Les chercheuses et chercheurs de tous horizons revisitent leurs travaux pour répondre au «En quoi croyons-nous?» du fondateur du Centre d’études du développement durable de l’ULB. Membre de la Classe technologie et société de l’Académie royale.

«Ce que je voudrais pointer», dit Edwin Zaccaï, «c’est que la recherche pour elle-même, sans préoccupation pour son inscription sociale, me questionne. Je ne parle pas d’une utilité sociale immédiate bien sûr, ni nécessairement bien définie. Mais je me souviens de colloques où face, par exemple, aux urgences écologiques, des chercheurs continuaient à formuler des éléments de détail. Alors que leurs efforts et leur intelligence auraient pu sans doute être mieux employés.»

Intégration et inclusion

Le docteur en sciences politiques et sociales Arnaud Zacharie analyse la politique des boucs émissaires du discours national-populiste qui s’oppose aux combats progressistes. «La catégorisation et la communautarisation des sociétés mènent généralement à la stigmatisation et à l’exclusion. Seul un projet politique visant l’émancipation de la société prise dans son ensemble, quels que soient le genre, l’origine ethnique, la religion, les opinions politiques ou l’origine sociale de ses membres, est susceptible de mener à l’intégration et à l’inclusion.»

«Réduire les inégalités sociales implique de lutter contre les discriminations sociales dont sont victimes les immigrés», ajoute le secrétaire général du Centre national de coopération au développement (CNCD). «Les immigrés nourrissent davantage l’État-providence qu’ils ne le consomment dans les pays d’accueil», démontre le maître de conférences à l’ULB et à l’ULiège en s’appuyant notamment sur une étude parue en 2019. Portant sur les 19 principaux pays de l’Organisation de coopération et de développement économiques (OCDE) qui concentrent près de la moitié des immigrés dans le monde.

Du temps pour vérifier, décanter

Historien et archéologue, Didier Viviers voit dans le temps «une denrée précieuse dont on regrette la pénurie. Le manque de temps pour un chercheur, comme pour bon nombre de professions, est une doléance courante.
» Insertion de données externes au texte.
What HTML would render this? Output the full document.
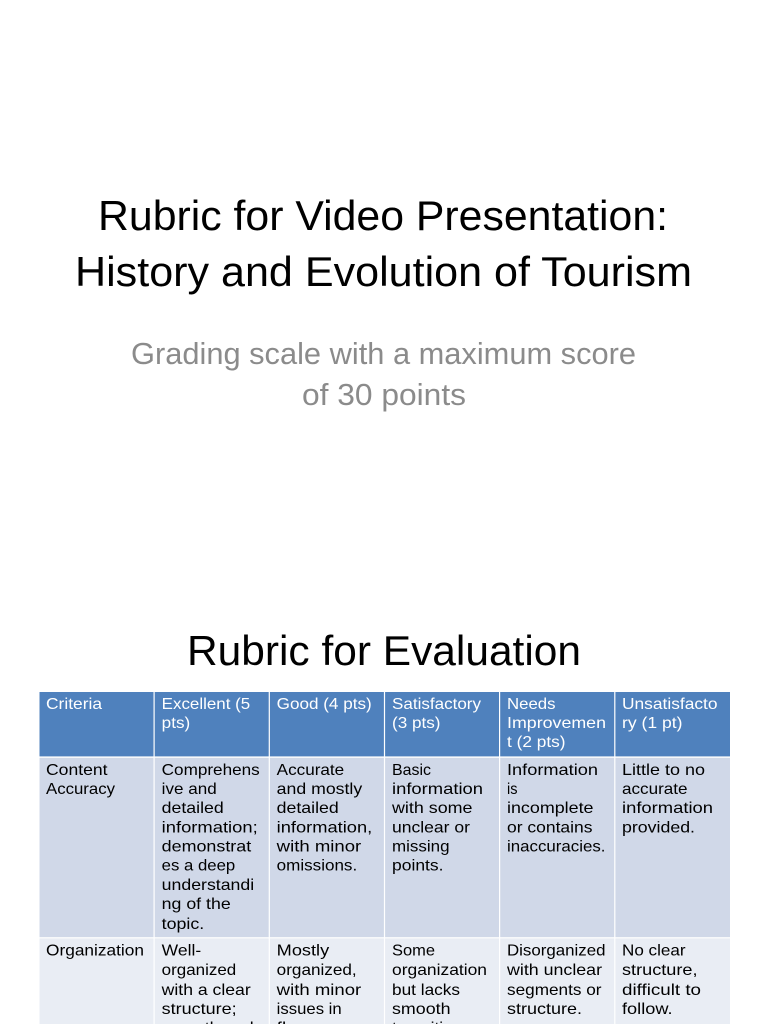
<!DOCTYPE html>
<html><head><meta charset="utf-8"><title>Rubric for Video Presentation</title>
<style>
html,body{margin:0;padding:0;background:#fff;width:768px;height:1024px;overflow:hidden}
svg{display:block}
text{font-family:"Liberation Sans",sans-serif}
.t{font-size:41.5px;fill:#000}
.s{font-size:30.5px;fill:#8b8b8b}
.h text{font-size:16px;fill:#fff}
.b text{font-size:16px;fill:#000}
</style></head><body>
<svg xmlns="http://www.w3.org/2000/svg" width="768" height="1024" viewBox="0 0 768 1024" lengthAdjust="spacingAndGlyphs">
<rect width="768" height="1024" fill="#fff"/>
<text class="t" x="98" y="230" textLength="570" lengthAdjust="spacingAndGlyphs">Rubric for Video Presentation:</text>
<text class="t" x="75" y="286" textLength="617" lengthAdjust="spacingAndGlyphs">History and Evolution of Tourism</text>
<text class="s" x="131" y="364" textLength="505" lengthAdjust="spacingAndGlyphs">Grading scale with a maximum score</text>
<text class="s" x="302" y="405" textLength="164" lengthAdjust="spacingAndGlyphs">of 30 points</text>
<text class="t" x="187" y="665" textLength="394" lengthAdjust="spacingAndGlyphs">Rubric for Evaluation</text>

<rect x="39.5" y="692" width="690.5" height="65" fill="#4f81bd"/>
<rect x="39.5" y="757" width="690.5" height="181" fill="#d0d8e8"/>
<rect x="39.5" y="938" width="690.5" height="86" fill="#e9edf4"/>
<g fill="#fff">
<rect x="153.5" y="692" width="1.2" height="332"/>
<rect x="268.7" y="692" width="1.2" height="332"/>
<rect x="383.9" y="692" width="1.2" height="332"/>
<rect x="499" y="692" width="1.2" height="332"/>
<rect x="614.2" y="692" width="1.2" height="332"/>
<rect x="39.5" y="756.4" width="690.5" height="1.4"/>
<rect x="39.5" y="937.2" width="690.5" height="1.2"/>
</g>

<g class="h">
<text x="46" y="709" textLength="56" lengthAdjust="spacingAndGlyphs">Criteria</text>
<text x="161.7" y="709" textLength="88.5" lengthAdjust="spacingAndGlyphs">Excellent (5</text>
<text x="161.7" y="728" textLength="28.5" lengthAdjust="spacingAndGlyphs">pts)</text>
<text x="276.7" y="709" textLength="95" lengthAdjust="spacingAndGlyphs">Good (4 pts)</text>
<text x="392" y="709" textLength="89" lengthAdjust="spacingAndGlyphs">Satisfactory</text>
<text x="392" y="728" textLength="48.5" lengthAdjust="spacingAndGlyphs">(3 pts)</text>
<text x="507" y="709" textLength="48.5" lengthAdjust="spacingAndGlyphs">Needs</text>
<text x="507" y="728" textLength="99" lengthAdjust="spacingAndGlyphs">Improvemen</text>
<text x="507" y="747" textLength="58.5" lengthAdjust="spacingAndGlyphs">t (2 pts)</text>
<text x="622" y="709" textLength="95.5" lengthAdjust="spacingAndGlyphs">Unsatisfacto</text>
<text x="622" y="728" textLength="60.5" lengthAdjust="spacingAndGlyphs">ry (1 pt)</text>
</g>

<g class="b">
<text x="46" y="775" textLength="61.5" lengthAdjust="spacingAndGlyphs">Content</text>
<text x="46" y="794" textLength="69" lengthAdjust="spacingAndGlyphs">Accuracy</text>

<text x="161.7" y="775" textLength="98" lengthAdjust="spacingAndGlyphs">Comprehens</text>
<text x="161.7" y="794" textLength="55" lengthAdjust="spacingAndGlyphs">ive and</text>
<text x="161.7" y="813" textLength="62" lengthAdjust="spacingAndGlyphs">detailed</text>
<text x="161.7" y="832.5" textLength="96" lengthAdjust="spacingAndGlyphs">information;</text>
<text x="161.7" y="851.5" textLength="89.5" lengthAdjust="spacingAndGlyphs">demonstrat</text>
<text x="161.7" y="870.5" textLength="73.5" lengthAdjust="spacingAndGlyphs">es a deep</text>
<text x="161.7" y="890" textLength="92.5" lengthAdjust="spacingAndGlyphs">understandi</text>
<text x="161.7" y="909" textLength="69" lengthAdjust="spacingAndGlyphs">ng of the</text>
<text x="161.7" y="929" textLength="42.5" lengthAdjust="spacingAndGlyphs">topic.</text>

<text x="276.7" y="775" textLength="67.5" lengthAdjust="spacingAndGlyphs">Accurate</text>
<text x="276.7" y="794" textLength="85.5" lengthAdjust="spacingAndGlyphs">and mostly</text>
<text x="276.7" y="813" textLength="62" lengthAdjust="spacingAndGlyphs">detailed</text>
<text x="276.7" y="832.5" textLength="95.5" lengthAdjust="spacingAndGlyphs">information,</text>
<text x="276.7" y="851.5" textLength="84.5" lengthAdjust="spacingAndGlyphs">with minor</text>
<text x="276.7" y="870.5" textLength="80.5" lengthAdjust="spacingAndGlyphs">omissions.</text>

<text x="392" y="775" textLength="39" lengthAdjust="spacingAndGlyphs">Basic</text>
<text x="392" y="794" textLength="91" lengthAdjust="spacingAndGlyphs">information</text>
<text x="392" y="813" textLength="80.5" lengthAdjust="spacingAndGlyphs">with some</text>
<text x="392" y="832.5" textLength="78" lengthAdjust="spacingAndGlyphs">unclear or</text>
<text x="392" y="851.5" textLength="57.5" lengthAdjust="spacingAndGlyphs">missing</text>
<text x="392" y="870.5" textLength="51.5" lengthAdjust="spacingAndGlyphs">points.</text>

<text x="507" y="775" textLength="91" lengthAdjust="spacingAndGlyphs">Information</text>
<text x="507" y="794" textLength="10.5" lengthAdjust="spacingAndGlyphs">is</text>
<text x="507" y="813" textLength="86.5" lengthAdjust="spacingAndGlyphs">incomplete</text>
<text x="507" y="832.5" textLength="85.5" lengthAdjust="spacingAndGlyphs">or contains</text>
<text x="507" y="851.5" textLength="98.5" lengthAdjust="spacingAndGlyphs">inaccuracies.</text>

<text x="622" y="775" textLength="83" lengthAdjust="spacingAndGlyphs">Little to no</text>
<text x="622" y="794" textLength="65.5" lengthAdjust="spacingAndGlyphs">accurate</text>
<text x="622" y="813" textLength="91" lengthAdjust="spacingAndGlyphs">information</text>
<text x="622" y="832.5" textLength="73" lengthAdjust="spacingAndGlyphs">provided.</text>

<text x="46" y="955.5" textLength="98" lengthAdjust="spacingAndGlyphs">Organization</text>

<text x="161.7" y="955.5" textLength="39.5" lengthAdjust="spacingAndGlyphs">Well-</text>
<text x="161.7" y="975" textLength="74.5" lengthAdjust="spacingAndGlyphs">organized</text>
<text x="161.7" y="995" textLength="89" lengthAdjust="spacingAndGlyphs">with a clear</text>
<text x="161.7" y="1014" textLength="75" lengthAdjust="spacingAndGlyphs">structure;</text>
<text x="161.7" y="1033" textLength="92" lengthAdjust="spacingAndGlyphs">smooth and</text>

<text x="276.7" y="955.5" textLength="52.5" lengthAdjust="spacingAndGlyphs">Mostly</text>
<text x="276.7" y="975" textLength="80" lengthAdjust="spacingAndGlyphs">organized,</text>
<text x="276.7" y="995" textLength="84.5" lengthAdjust="spacingAndGlyphs">with minor</text>
<text x="276.7" y="1014" textLength="65" lengthAdjust="spacingAndGlyphs">issues in</text>
<text x="276.7" y="1033" textLength="38" lengthAdjust="spacingAndGlyphs">flow.</text>

<text x="392" y="955.5" textLength="43" lengthAdjust="spacingAndGlyphs">Some</text>
<text x="392" y="975" textLength="95" lengthAdjust="spacingAndGlyphs">organization</text>
<text x="392" y="995" textLength="68" lengthAdjust="spacingAndGlyphs">but lacks</text>
<text x="392" y="1014" textLength="58.5" lengthAdjust="spacingAndGlyphs">smooth</text>
<text x="392" y="1033" textLength="84" lengthAdjust="spacingAndGlyphs">transitions.</text>

<text x="507" y="955.5" textLength="98.5" lengthAdjust="spacingAndGlyphs">Disorganized</text>
<text x="507" y="975" textLength="95" lengthAdjust="spacingAndGlyphs">with unclear</text>
<text x="507" y="995" textLength="94.5" lengthAdjust="spacingAndGlyphs">segments or</text>
<text x="507" y="1014" textLength="75" lengthAdjust="spacingAndGlyphs">structure.</text>

<text x="622" y="955.5" textLength="63.5" lengthAdjust="spacingAndGlyphs">No clear</text>
<text x="622" y="975" textLength="75.5" lengthAdjust="spacingAndGlyphs">structure,</text>
<text x="622" y="995" textLength="79" lengthAdjust="spacingAndGlyphs">difficult to</text>
<text x="622" y="1014" textLength="50.5" lengthAdjust="spacingAndGlyphs">follow.</text>
</g>
</svg>
</body></html>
Du temps disponible, l’administration croissante en soustrait une part, les aléas des expériences de laboratoire ou des enquêtes de terrain en ravissent une autre, quand ce ne sont tout simplement pas les conditions générales d’accès aux équipements ou aux terrains qui réduisent dramatiquement sa valeur au temps en recherche.»

L’ancien recteur de l’ULB, secrétaire perpétuel de l’Académie royale de Belgique, se demande si «les rythmes imposés à la recherche par les systèmes académiques sont compatibles avec toutes les recherches et favorables à une recherche féconde. On exigera du chercheur qu’il publie beaucoup, c’est-à-dire qu’il s’impose un rythme parfois trop rapide quand sa recherche nécessiterait, idéalement, des temps de réflexion ou de vérification ou, simplement, de décantation.»

Solidarité entre humains et non humains

Pour Isabelle Ferreras, directrice de la Classe technologie et société de l’Académie royale, la science est un chantier d’ampleur colossale qui requiert une division du travail. «Ce qui guide le regard scientifique, c’est la prise de conscience de notre état de solidarité avec tous ces contributeurs et contributrices essentiels. De l’abeille à la caissière, du chêne rouge à l’aiguilleur du ciel, du Gulf Stream à la concierge qui nous ouvre ce palais des Académies. En fonction des disciplines, le regard révélera la solidarité entre les espèces, la solidarité entre humains et non humains.»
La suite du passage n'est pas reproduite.